RECORDS SUPPLIED >>
^^^^^^^^^^^^^^^^

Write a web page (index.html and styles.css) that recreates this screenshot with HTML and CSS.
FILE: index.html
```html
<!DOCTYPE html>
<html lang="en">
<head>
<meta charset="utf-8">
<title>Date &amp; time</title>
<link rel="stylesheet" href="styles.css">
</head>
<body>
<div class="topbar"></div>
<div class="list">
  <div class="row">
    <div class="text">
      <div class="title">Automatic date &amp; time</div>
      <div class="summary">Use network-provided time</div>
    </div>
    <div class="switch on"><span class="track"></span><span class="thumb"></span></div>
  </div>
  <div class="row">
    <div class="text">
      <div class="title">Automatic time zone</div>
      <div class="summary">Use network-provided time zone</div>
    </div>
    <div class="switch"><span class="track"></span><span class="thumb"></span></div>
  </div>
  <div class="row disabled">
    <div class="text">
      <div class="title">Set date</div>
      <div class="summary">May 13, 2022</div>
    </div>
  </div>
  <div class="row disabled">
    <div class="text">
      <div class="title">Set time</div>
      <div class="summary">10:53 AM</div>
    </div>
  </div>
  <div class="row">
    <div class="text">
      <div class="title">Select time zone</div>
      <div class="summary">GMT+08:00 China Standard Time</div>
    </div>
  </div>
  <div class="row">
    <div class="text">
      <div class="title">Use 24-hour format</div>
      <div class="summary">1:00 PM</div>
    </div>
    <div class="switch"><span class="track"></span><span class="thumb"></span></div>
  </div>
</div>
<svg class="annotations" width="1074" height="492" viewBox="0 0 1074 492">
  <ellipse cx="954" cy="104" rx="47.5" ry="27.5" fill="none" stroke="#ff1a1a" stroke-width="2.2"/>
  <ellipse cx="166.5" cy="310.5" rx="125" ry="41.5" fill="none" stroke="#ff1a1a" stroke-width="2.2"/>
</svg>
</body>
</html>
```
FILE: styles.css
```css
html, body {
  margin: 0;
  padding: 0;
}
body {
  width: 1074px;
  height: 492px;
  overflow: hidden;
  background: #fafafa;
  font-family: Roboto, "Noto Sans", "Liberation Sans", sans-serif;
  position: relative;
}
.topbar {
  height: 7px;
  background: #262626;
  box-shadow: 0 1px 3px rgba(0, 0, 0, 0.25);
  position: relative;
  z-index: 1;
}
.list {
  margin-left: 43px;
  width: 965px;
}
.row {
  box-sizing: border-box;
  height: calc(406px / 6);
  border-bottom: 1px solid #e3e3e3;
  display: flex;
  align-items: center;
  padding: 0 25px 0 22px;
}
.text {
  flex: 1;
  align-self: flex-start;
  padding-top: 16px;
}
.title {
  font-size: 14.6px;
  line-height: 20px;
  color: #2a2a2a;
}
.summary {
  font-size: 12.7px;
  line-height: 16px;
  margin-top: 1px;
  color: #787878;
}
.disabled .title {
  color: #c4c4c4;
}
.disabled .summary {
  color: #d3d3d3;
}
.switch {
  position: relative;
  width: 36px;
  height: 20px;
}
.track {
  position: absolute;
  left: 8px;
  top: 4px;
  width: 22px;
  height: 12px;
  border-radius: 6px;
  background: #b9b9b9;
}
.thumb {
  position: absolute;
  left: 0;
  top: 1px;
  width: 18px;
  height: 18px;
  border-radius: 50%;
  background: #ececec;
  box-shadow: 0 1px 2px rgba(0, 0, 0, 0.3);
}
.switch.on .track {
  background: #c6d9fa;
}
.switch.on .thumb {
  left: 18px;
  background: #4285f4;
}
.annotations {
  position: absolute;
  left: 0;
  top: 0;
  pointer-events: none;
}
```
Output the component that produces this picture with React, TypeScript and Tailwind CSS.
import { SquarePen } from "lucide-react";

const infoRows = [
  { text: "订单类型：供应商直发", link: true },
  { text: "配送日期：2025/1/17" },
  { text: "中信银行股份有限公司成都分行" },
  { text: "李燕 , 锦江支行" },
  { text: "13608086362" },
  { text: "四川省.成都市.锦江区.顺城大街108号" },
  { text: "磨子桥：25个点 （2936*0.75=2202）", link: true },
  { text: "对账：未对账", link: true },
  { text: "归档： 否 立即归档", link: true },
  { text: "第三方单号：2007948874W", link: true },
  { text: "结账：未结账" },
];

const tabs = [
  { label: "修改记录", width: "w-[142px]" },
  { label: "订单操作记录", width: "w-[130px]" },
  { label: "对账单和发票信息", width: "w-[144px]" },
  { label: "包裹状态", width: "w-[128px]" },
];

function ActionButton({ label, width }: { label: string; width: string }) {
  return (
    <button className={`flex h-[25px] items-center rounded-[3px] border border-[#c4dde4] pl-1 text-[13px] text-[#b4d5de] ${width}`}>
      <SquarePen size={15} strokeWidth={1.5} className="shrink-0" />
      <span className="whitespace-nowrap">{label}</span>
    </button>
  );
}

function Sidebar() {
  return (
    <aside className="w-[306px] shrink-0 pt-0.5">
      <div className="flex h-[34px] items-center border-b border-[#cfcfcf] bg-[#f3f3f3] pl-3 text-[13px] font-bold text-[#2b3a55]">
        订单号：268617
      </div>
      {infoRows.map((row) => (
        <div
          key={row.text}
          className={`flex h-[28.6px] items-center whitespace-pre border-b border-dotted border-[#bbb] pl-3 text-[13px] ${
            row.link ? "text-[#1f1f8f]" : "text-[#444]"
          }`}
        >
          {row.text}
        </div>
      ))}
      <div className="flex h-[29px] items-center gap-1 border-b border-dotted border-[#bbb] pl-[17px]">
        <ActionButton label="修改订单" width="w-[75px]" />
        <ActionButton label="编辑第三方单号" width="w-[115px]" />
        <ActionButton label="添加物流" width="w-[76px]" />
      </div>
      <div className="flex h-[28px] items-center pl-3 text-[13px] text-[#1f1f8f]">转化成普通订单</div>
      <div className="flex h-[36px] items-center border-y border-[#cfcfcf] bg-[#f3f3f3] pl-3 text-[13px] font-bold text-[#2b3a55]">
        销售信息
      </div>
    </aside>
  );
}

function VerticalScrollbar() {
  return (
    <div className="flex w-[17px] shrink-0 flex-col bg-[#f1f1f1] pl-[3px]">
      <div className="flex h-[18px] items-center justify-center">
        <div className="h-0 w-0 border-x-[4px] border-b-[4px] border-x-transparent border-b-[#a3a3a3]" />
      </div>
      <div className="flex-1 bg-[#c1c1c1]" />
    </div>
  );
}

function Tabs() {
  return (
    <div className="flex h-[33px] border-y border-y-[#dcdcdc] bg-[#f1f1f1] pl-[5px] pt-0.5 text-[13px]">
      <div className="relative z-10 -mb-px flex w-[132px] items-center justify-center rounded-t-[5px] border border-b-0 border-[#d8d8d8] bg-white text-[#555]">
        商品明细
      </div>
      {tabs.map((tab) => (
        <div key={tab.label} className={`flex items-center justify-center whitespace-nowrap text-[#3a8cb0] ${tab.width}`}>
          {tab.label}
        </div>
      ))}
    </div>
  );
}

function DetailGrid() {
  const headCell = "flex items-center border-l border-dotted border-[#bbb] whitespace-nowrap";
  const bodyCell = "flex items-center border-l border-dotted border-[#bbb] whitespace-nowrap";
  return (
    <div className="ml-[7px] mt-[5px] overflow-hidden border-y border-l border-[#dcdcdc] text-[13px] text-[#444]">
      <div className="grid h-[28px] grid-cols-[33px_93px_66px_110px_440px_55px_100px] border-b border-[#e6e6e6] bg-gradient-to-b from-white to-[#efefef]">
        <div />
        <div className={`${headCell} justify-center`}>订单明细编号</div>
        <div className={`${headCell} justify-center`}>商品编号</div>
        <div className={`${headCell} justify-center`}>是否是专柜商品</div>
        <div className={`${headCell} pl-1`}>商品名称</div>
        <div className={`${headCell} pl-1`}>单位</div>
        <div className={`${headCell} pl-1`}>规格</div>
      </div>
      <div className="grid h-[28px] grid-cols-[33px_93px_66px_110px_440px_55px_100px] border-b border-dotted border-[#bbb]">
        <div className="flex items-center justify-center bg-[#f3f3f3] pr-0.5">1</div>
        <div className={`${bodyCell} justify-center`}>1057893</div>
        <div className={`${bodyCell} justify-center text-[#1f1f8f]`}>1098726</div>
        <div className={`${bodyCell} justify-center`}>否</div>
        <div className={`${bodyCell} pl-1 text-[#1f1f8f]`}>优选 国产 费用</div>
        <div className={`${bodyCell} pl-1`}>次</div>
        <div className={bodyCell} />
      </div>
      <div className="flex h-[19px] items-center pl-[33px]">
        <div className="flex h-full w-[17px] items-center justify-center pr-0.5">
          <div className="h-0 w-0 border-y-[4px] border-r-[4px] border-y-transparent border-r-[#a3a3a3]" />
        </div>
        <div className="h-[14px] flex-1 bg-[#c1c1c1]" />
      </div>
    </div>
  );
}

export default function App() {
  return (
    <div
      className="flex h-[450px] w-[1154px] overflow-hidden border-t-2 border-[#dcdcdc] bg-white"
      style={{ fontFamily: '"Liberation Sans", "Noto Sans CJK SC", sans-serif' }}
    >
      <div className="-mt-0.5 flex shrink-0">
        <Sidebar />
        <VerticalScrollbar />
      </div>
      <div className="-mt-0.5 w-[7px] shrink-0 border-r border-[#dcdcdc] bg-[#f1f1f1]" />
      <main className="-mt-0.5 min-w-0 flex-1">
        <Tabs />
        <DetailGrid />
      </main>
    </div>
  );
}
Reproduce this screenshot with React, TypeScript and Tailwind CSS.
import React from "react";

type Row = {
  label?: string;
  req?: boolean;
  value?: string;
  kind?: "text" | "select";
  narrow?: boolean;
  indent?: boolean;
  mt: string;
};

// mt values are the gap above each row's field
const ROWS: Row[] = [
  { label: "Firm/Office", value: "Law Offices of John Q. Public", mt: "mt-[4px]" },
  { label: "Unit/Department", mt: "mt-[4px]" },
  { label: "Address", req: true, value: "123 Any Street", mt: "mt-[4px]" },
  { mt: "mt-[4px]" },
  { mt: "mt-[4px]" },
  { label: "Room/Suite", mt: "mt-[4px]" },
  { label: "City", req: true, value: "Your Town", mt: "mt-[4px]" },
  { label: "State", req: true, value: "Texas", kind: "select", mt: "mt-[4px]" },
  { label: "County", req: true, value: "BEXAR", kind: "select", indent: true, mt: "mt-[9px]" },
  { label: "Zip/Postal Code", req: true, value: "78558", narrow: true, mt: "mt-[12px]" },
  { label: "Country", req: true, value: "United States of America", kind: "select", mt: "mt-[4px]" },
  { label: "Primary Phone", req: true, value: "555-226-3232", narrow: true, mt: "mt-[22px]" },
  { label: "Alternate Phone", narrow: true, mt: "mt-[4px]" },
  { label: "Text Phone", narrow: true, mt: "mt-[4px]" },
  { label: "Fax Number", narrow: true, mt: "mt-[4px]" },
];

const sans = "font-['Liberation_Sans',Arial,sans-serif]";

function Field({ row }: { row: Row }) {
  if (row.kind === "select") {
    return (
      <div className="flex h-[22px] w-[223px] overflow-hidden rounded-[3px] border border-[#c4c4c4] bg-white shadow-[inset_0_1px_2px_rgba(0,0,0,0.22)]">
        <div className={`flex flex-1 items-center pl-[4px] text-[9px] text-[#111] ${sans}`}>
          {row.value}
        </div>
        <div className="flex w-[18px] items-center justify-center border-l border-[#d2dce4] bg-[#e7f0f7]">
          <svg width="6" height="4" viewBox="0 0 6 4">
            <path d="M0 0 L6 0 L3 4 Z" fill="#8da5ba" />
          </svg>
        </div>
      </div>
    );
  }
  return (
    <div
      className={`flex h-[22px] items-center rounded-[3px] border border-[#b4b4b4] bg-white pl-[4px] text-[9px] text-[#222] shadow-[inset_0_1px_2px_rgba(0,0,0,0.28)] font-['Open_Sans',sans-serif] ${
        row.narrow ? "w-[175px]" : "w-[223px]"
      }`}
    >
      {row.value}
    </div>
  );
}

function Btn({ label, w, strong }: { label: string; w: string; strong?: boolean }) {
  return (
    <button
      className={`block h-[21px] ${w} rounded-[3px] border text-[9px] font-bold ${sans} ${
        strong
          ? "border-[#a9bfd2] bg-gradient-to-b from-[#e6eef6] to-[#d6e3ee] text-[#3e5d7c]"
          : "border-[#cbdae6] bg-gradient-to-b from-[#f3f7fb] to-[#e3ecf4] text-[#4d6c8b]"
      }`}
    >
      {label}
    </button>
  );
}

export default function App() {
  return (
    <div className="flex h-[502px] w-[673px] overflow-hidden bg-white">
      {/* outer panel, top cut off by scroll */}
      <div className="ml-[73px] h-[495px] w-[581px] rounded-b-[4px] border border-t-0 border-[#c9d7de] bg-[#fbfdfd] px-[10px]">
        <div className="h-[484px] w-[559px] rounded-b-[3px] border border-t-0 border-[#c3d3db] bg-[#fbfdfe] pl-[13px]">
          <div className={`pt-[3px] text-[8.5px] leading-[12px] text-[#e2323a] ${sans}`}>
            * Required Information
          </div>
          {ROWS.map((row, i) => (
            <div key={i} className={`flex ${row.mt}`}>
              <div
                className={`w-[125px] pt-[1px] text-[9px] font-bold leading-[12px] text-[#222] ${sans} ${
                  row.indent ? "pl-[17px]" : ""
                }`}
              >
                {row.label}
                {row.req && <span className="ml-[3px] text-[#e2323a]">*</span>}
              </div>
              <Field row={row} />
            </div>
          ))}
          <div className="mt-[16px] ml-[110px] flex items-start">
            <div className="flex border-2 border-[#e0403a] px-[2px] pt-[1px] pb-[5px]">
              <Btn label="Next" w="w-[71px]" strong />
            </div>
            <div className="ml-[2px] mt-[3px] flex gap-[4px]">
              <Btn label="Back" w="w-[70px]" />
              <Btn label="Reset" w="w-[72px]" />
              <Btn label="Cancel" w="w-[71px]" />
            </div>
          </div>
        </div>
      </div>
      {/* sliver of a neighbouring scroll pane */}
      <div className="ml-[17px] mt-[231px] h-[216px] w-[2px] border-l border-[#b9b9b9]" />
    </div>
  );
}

^^^^^^^^^^^^^^^^

GOAL >> From the entries above, list each line with "styles" in it.

CORRECT OUTPUT >>
Write a web page (index.html and styles.css) that recreates this screenshot with HTML and CSS.
<link rel="stylesheet" href="styles.css">
FILE: styles.css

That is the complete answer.